So it seems the shape and style varied a lot depending on the region, or maybe even family tradition; so you do you. The main point is that they should be quite small, and go with honey - either they are brushed with it immediately after baking (or even before), or they are spread with butter and honey when cooled down, either cut in half like breadrolls, or maybe even just on top if in a more "flatcake" form.

... phew, that was a lot of options to cover.

Technically, I think I could have used honey in the dough, too, because that may very well have been done by rural people in the 19th century and it's not like I was sticking to one recipe, anyway. But I wasn't really up to trying to calculate a conversion like that, I don't have proof for it, and also, to be honest, the illness still kind of lingers (aaargh!) and I have even better uses to put that honey to.

The Challenge: HFM 2024 #3 Sappy, Sweet, Syrupy, but not Sugary

The Recipe: Combination of "Jidášky" and "České koláče I" from Kniha rozpočtů a kuchařských předpisů všem hospodyním k bezpečné přípravě dobrých, chutných i levných pokrmů by Marie Janků-Sandtnerová ("A Book of Calculations and Cooking Recipes for All Housewives for Safe Preparation of Good, Tasty and Frugal Meals"), 36th-60th unaltered edition (?!) from 1941 - which I own a physical copy of. "České koláče I" for the dough, "Jidášky" for what to do with it.

But for the latter I also referred to "Jidášky - pečivo pašijové" from Úsporná kuchařka ("Frugal Cookbook") by Anuše Kejřová, specifically a 1938 edition I found online, which, it turns out, differs from my 1990 reprint of a 1924 edition that does not have this recipe.

And then I looked through the Digitální knihovna website for other mentions, and found a bunch of 19th century ones that did not give recipes, but described various ways of shaping, treating and serving them, which resulted in the paragraphs above about the various options for shapes. Annoyingly, most of the mentions I found did not say which region which version applied to. In any case, in the end I basically combined all of my sources.
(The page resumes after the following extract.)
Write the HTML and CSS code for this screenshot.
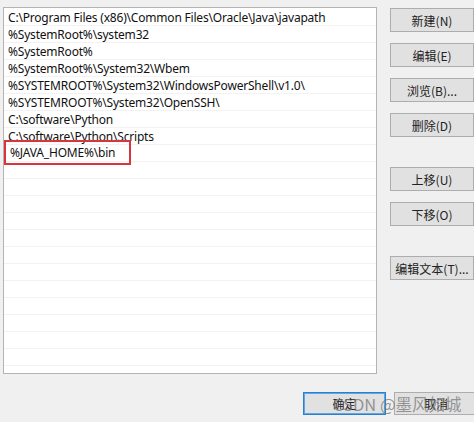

The original ingredients according to Sandtnerová (I cleaned the list up a bit to be clearer on the measurements, it uses dkg and fractions of liter which always confuses me in recipes) are as follows:

500 g flour
salt (just a little bit)
1 cm vanilla pod, "pounded" (huh)
lemon peel
20 g yeast
250 ml milk
100 g butter
70 g sugar
2 egg yolks
Then, possibly more relevant to the koláče recipe, it also has:
20 g for greasing the baking sheet and to brush after baking
1 egg yolk for brushing
10 g of vanilla sugar (and with this one I was unable to discern in the text of the recipe where it was actually supposed to go, but I am including it here because it's relevant to the changes to the recipe I ended up making)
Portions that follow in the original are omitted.